## Data rows
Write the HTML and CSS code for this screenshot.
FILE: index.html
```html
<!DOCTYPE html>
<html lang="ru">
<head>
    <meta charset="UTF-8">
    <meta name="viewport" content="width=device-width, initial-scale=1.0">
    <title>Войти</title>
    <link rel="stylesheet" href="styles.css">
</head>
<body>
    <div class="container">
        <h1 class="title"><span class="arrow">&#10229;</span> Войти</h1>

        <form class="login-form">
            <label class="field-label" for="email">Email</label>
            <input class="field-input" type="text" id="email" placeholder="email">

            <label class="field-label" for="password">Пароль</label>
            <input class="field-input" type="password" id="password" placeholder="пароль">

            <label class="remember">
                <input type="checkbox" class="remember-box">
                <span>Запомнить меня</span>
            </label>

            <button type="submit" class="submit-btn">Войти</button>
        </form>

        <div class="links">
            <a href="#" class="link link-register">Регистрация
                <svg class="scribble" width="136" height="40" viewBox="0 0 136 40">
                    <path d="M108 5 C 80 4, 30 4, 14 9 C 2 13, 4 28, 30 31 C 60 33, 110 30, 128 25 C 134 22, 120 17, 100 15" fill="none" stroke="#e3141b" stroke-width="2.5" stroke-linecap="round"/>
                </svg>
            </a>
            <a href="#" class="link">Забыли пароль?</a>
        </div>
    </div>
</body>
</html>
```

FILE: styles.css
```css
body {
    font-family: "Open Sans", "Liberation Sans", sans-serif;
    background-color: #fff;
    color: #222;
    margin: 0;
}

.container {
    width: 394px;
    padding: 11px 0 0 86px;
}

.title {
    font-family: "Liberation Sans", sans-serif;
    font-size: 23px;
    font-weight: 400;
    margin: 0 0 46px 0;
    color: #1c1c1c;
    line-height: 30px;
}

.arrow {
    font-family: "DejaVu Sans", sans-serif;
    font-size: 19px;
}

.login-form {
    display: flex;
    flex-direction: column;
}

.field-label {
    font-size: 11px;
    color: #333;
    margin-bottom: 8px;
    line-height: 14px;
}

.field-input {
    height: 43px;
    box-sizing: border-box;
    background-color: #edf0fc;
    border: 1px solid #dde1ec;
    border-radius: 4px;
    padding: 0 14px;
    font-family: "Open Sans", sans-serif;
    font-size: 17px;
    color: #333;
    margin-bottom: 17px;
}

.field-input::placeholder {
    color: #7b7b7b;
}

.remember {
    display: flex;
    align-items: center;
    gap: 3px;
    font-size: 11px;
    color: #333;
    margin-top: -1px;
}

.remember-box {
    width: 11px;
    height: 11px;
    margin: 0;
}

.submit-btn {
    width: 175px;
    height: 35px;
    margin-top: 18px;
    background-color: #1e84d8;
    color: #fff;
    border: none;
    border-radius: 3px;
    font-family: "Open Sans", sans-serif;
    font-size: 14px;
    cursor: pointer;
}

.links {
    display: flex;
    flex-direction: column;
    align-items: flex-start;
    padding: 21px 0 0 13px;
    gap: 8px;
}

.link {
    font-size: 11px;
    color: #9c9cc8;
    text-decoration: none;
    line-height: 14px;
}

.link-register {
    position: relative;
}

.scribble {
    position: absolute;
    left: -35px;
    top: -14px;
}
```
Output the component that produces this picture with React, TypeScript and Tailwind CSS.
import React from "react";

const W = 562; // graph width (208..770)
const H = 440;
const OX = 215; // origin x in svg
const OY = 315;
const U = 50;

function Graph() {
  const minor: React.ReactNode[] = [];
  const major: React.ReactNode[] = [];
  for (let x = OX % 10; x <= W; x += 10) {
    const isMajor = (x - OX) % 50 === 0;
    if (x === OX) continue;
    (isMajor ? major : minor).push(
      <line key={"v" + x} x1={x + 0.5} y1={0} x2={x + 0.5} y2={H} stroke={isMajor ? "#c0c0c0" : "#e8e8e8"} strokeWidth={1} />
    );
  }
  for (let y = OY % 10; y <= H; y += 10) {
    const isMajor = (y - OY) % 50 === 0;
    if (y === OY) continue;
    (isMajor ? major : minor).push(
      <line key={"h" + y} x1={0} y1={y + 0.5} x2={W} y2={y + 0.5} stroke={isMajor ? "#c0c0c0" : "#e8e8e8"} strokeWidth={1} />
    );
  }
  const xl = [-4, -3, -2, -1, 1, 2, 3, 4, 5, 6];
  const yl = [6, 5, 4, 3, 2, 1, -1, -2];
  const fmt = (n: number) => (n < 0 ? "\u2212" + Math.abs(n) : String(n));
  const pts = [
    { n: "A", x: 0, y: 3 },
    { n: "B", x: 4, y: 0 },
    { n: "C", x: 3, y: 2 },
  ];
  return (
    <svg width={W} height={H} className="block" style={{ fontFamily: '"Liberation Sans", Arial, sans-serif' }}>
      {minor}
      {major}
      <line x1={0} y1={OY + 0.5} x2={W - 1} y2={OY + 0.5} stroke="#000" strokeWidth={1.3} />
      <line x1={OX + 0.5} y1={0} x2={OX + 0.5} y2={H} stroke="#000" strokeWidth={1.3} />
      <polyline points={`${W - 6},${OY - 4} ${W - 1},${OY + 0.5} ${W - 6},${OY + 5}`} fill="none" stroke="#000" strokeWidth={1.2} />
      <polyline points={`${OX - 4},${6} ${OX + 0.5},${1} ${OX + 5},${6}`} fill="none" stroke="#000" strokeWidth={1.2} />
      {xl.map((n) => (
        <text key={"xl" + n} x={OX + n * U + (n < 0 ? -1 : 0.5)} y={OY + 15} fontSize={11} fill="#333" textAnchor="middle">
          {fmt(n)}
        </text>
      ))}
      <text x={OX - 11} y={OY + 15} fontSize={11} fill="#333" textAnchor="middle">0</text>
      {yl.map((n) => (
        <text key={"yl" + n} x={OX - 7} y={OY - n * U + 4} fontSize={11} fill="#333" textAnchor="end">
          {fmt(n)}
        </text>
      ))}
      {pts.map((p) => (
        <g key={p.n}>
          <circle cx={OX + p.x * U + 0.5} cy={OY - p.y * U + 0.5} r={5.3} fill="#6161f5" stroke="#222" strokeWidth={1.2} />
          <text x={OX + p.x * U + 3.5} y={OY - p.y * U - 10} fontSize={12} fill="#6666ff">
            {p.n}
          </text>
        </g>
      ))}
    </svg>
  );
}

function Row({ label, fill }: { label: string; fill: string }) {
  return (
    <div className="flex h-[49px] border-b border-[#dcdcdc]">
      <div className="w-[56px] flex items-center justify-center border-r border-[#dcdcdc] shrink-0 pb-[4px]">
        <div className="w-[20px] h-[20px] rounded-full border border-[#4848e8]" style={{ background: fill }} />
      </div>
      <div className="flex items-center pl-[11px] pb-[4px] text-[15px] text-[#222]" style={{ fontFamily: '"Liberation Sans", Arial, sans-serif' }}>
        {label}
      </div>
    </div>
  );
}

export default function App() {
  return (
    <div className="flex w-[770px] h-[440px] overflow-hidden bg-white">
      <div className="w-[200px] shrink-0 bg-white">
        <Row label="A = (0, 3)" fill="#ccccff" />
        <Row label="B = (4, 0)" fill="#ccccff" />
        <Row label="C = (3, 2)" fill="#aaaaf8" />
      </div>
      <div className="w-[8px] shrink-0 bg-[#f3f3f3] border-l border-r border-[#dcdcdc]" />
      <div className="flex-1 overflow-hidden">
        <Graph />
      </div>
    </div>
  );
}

## Instruction
Return, unchanged, the run of lines above that opens with the line containing "Output the component" and closes with the line containing "const U = 50;". Include both.

## Task answer
Output the component that produces this picture with React, TypeScript and Tailwind CSS.
import React from "react";

const W = 562; // graph width (208..770)
const H = 440;
const OX = 215; // origin x in svg
const OY = 315;
const U = 50;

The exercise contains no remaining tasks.